▸ **Request**
Among the entries that follow, locate the line with "Clone this screenshot" and the line with "import React from". Output those lines and all lines in between, exactly, minus the pictures.
++++++++++++++++++++
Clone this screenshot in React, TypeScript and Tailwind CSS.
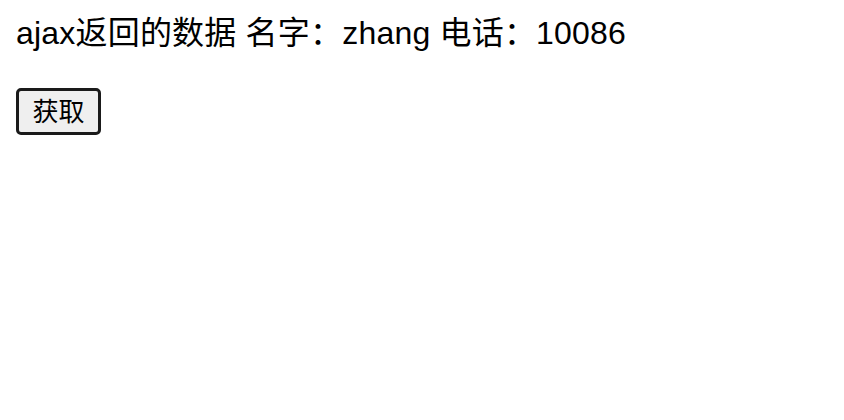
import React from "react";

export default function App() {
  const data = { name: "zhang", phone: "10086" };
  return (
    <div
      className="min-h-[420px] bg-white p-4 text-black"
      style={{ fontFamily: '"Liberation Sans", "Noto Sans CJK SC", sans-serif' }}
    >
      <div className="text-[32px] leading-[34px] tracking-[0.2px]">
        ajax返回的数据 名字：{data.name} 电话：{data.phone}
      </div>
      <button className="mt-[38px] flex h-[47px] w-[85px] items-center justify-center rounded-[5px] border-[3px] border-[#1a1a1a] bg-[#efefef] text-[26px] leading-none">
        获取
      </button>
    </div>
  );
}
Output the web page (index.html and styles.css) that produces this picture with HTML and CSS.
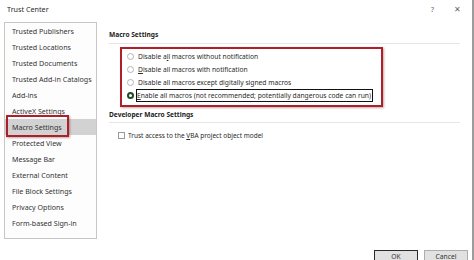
++++++++++++++++++++
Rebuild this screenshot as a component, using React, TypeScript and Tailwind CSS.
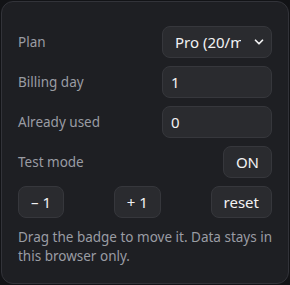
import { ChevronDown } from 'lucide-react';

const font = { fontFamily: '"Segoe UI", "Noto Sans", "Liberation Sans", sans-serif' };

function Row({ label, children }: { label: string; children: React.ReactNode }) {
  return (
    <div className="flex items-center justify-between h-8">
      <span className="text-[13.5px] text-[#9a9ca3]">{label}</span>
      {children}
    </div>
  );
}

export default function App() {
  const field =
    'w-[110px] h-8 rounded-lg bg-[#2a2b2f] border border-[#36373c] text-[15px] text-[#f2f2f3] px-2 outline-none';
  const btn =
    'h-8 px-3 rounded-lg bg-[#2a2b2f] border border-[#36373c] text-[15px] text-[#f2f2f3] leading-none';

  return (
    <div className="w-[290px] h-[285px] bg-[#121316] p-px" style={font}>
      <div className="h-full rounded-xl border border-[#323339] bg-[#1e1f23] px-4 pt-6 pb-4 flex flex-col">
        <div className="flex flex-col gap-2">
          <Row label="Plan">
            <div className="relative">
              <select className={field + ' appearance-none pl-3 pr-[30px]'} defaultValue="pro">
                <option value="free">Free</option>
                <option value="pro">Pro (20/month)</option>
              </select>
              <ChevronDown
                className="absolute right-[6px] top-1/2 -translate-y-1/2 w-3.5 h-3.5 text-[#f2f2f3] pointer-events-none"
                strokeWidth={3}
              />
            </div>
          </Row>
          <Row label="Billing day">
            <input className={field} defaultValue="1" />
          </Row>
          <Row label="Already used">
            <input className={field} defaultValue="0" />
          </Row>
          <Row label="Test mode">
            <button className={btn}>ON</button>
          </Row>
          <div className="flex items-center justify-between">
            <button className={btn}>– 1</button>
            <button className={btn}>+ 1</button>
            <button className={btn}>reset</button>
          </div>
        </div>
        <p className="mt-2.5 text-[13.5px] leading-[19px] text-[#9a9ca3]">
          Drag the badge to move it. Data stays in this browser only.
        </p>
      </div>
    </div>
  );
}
++++++++++++++++++++
▸ **Output of the task**
Clone this screenshot in React, TypeScript and Tailwind CSS.
import React from "react";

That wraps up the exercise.